-- start of DATA LINES --

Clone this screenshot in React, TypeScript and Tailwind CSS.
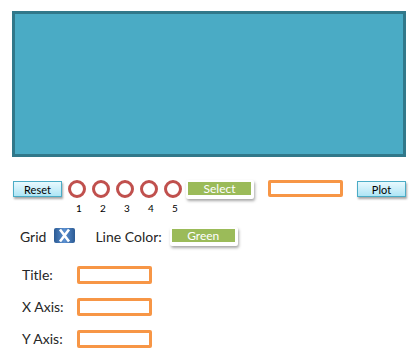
const font = { fontFamily: 'Lato, "Liberation Sans", sans-serif' };

const PlainButton = ({ label }: { label: string }) => (
  <button className="w-[49px] h-[16px] border border-[#4bacc6] bg-gradient-to-b from-[#e8f9fe] to-[#aee5f5] shadow-[1px_2px_2px_rgba(0,0,0,0.35)] text-[11px] leading-none text-black flex items-center justify-center">
    {label}
  </button>
);

const GreenPick = ({ label }: { label: string }) => (
  <div className="w-[68px] h-[19px] bg-white rounded-[2px] shadow-[1px_2px_3px_rgba(0,0,0,0.35)] pl-[2px] pt-[2px]">
    <div className="w-[63px] h-[13px] bg-[#9bbb59] text-white text-[12px] leading-[13px] text-center">
      {label}
    </div>
  </div>
);

const OrangeBox = ({ w = 'w-[75px]', h = 'h-[18px]' }: { w?: string; h?: string }) => (
  <div className={`${w} ${h} border-[3px] border-[#f79646] rounded-[2px] bg-white`} />
);

const GridIcon = () => (
  <svg width="21" height="15" viewBox="0 0 21 15">
    <defs>
      <linearGradient id="gi" x1="0" x2="1" y1="0" y2="0">
        <stop offset="0" stopColor="#2c5b94" />
        <stop offset="0.5" stopColor="#5a8fd0" />
        <stop offset="1" stopColor="#2c5b94" />
      </linearGradient>
    </defs>
    <rect x="0" y="0" width="21" height="15" rx="2" fill="url(#gi)" />
    <path d="M6 1.5 L15 13.5 M15 1.5 L6 13.5" stroke="#fff" strokeWidth="2.6" />
  </svg>
);

const FormRow = ({ label }: { label: string }) => (
  <div className="flex items-center h-[18px]">
    <span className="w-[55px] pl-[22px] box-content text-[14px] leading-[18px] text-[#262626] whitespace-nowrap">{label}</span>
    <OrangeBox />
  </div>
);

export default function App() {
  return (
    <div className="w-[420px] h-[361px] bg-white overflow-hidden" style={font}>
      {/* chart area */}
      <div className="mt-[11px] ml-[12px] w-[394px] h-[146px] border-[3px] border-[#31788a] bg-[#4aabc5]" />

      {/* controls */}
      <div className="flex items-start mt-[23px] h-[36px]">
        <div className="ml-[13px] mt-[1px]">
          <PlainButton label="Reset" />
        </div>
        <div className="flex gap-[6px] ml-[6px]">
          {[1, 2, 3, 4, 5].map(n => (
            <div key={n} className="flex flex-col items-center w-[18px]">
              <div className="w-[18px] h-[18px] rounded-full border-[3px] border-[#c0504d]" />
              <span className="text-[10px] leading-none mt-[5px] ml-[4px] text-black">{n}</span>
            </div>
          ))}
        </div>
        <div className="ml-[4px]">
          <GreenPick label="Select" />
        </div>
        <div className="ml-[14px]">
          <OrangeBox h="h-[17px]" />
        </div>
        <div className="ml-[14px] mt-[1px]">
          <PlainButton label="Plot" />
        </div>
      </div>

      {/* grid + line color */}
      <div className="flex items-center mt-[11px] h-[19px]">
        <span className="ml-[20px] text-[14px] leading-[19px] text-[#262626]">Grid</span>
        <div className="ml-[8px] -mt-[3px]">
          <GridIcon />
        </div>
        <span className="ml-[20px] text-[14px] leading-[19px] text-[#262626]">Line Color:</span>
        <div className="ml-[8px]">
          <GreenPick label="Green" />
        </div>
      </div>

      {/* text fields */}
      <div className="flex flex-col gap-[14px] mt-[20px]">
        <FormRow label="Title:" />
        <FormRow label="X Axis:" />
        <FormRow label="Y Axis:" />
      </div>
    </div>
  );
}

-- end of DATA LINES --

■ **YOUR GOAL**
Write out exactly the lines between the start of the data and the line with "ml-[12px] w-[394px] h-[146px]", including both, but none of the pictures.

■ **RESPONSE TO THIS TASK**
Clone this screenshot in React, TypeScript and Tailwind CSS.
const font = { fontFamily: 'Lato, "Liberation Sans", sans-serif' };

const PlainButton = ({ label }: { label: string }) => (
  <button className="w-[49px] h-[16px] border border-[#4bacc6] bg-gradient-to-b from-[#e8f9fe] to-[#aee5f5] shadow-[1px_2px_2px_rgba(0,0,0,0.35)] text-[11px] leading-none text-black flex items-center justify-center">
    {label}
  </button>
);

const GreenPick = ({ label }: { label: string }) => (
  <div className="w-[68px] h-[19px] bg-white rounded-[2px] shadow-[1px_2px_3px_rgba(0,0,0,0.35)] pl-[2px] pt-[2px]">
    <div className="w-[63px] h-[13px] bg-[#9bbb59] text-white text-[12px] leading-[13px] text-center">
      {label}
    </div>
  </div>
);

const OrangeBox = ({ w = 'w-[75px]', h = 'h-[18px]' }: { w?: string; h?: string }) => (
  <div className={`${w} ${h} border-[3px] border-[#f79646] rounded-[2px] bg-white`} />
);

const GridIcon = () => (
  <svg width="21" height="15" viewBox="0 0 21 15">
    <defs>
      <linearGradient id="gi" x1="0" x2="1" y1="0" y2="0">
        <stop offset="0" stopColor="#2c5b94" />
        <stop offset="0.5" stopColor="#5a8fd0" />
        <stop offset="1" stopColor="#2c5b94" />
      </linearGradient>
    </defs>
    <rect x="0" y="0" width="21" height="15" rx="2" fill="url(#gi)" />
    <path d="M6 1.5 L15 13.5 M15 1.5 L6 13.5" stroke="#fff" strokeWidth="2.6" />
  </svg>
);

const FormRow = ({ label }: { label: string }) => (
  <div className="flex items-center h-[18px]">
    <span className="w-[55px] pl-[22px] box-content text-[14px] leading-[18px] text-[#262626] whitespace-nowrap">{label}</span>
    <OrangeBox />
  </div>
);

export default function App() {
  return (
    <div className="w-[420px] h-[361px] bg-white overflow-hidden" style={font}>
      {/* chart area */}
      <div className="mt-[11px] ml-[12px] w-[394px] h-[146px] border-[3px] border-[#31788a] bg-[#4aabc5]" />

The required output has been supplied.